MILES CITY, Mont. – Missouri natives Miles and Michelle Cahill moved from Chillicothe to the “Big Sky Country” of Montana in 2006 to pastor Valley Community Church here. From left: Michelle; Jeff; son, Johnny; grandson, Joshua; daughter-in-law, Skyler; daughter, Kelli. (Photo courtesy of the Cahill family.)

But the day didn’t end with the bear hunt. Afterward, Cahill helped his friend with his cows, taking a small airplane to check the water tanks across the acres of ranch land spread out below them. Then, after catching site of a wildfire, they jumped in a truck equipped with a water pump to help other ranchers in the area put out the fire, if possible.

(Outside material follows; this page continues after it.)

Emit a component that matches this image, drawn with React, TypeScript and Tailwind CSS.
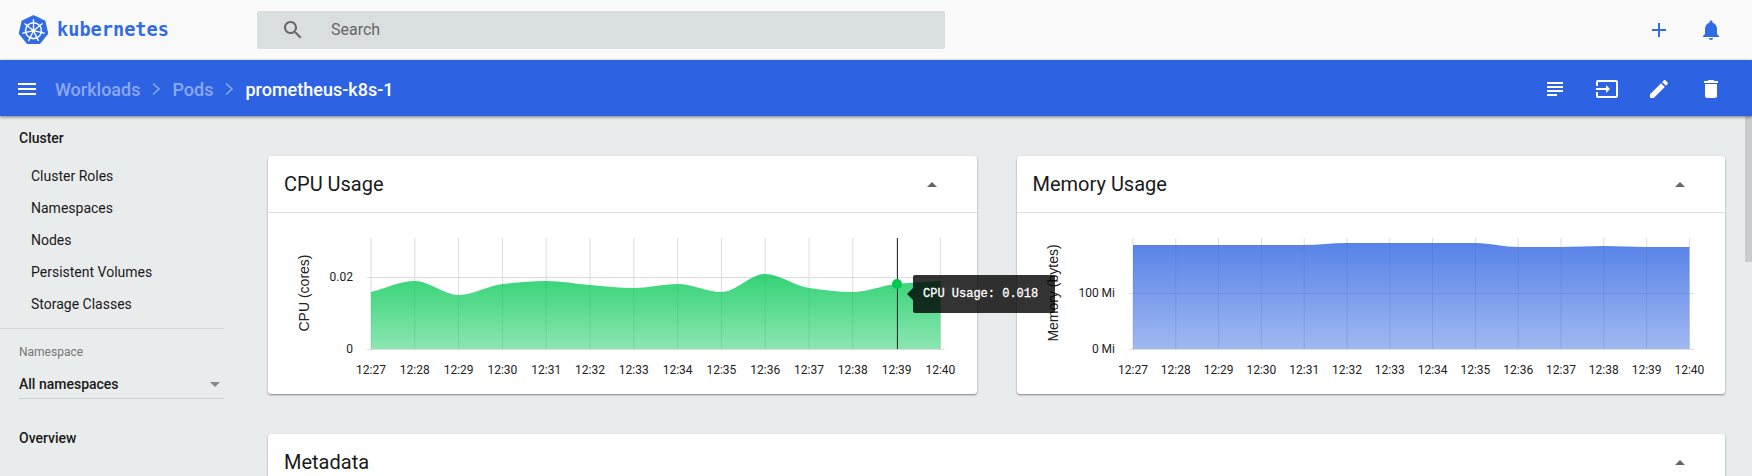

“It was such a rough area,” he said, “that we basically stood around and watched it burn until we decided there wasn’t much we could do until it got out in the open.”

“I left the fireline and got home about 12:30 a.m. and got to bed by 1:00,” he added. Then, at 4:00 that next morning, he got his horse and drove to a “neighbor’s” ranch – roughly 90 miles from his own ranch – to help a friend check his cattle. Then, after a full day, he returned home and cleaned himself up before his church’s Wednesday night AWANA program.

‘Totally unchurched people’

In 2006, Cahill and his family left Chillicothe, Mo., where they were members at Highview Baptist Church, to join the work that God is doing in the “Big Sky Country” of Montana. Earlier, during a short term mission trip to Wyoming, they “fell in love with the big sky and the missional atmosphere of the churches,” and they knew they wanted to minister out West.

The Rocky Mountains cut along the western half of Montana – well known for the breathtaking panorama, for example, of Glacier National Park. But the mountains end in eastern Montana. Instead, this region of the state stretches out into “big, wide open spaces,” Cahill said – high, dry plains where it can take 30 acres to raise a single cow.

But, as Cahill has discovered during the past 14 years of ministry in eastern Montana, the spiritual landscape here is no less dry than the wide open grasslands. Cahill said most people have Catholic or Lutheran backgrounds, and many families haven’t been involved with any church for generations. Some have never heard of David and Goliath or other basic Bible characters.

“What we find,” he said, “is totally unchurched people.”

When they settled in Miles City, a town with a population of roughly 8,500 people, Cahill and his wife, Michelle, planted themselves in the community. They put their two children in the local schools and began to take part in the ranching community. As a result, Cahill isn’t only a small town pastor, since he also tries to reach out to ranchers and other people spread wide across his region of the state – much like circuit riders did in the Old West, he said.

Cahill’s investment in the ranching community also means that some weeks will involve not only AWANA programs, pastoral counseling and preaching – but also cattle handling, fire management and, yes, even bear hunting.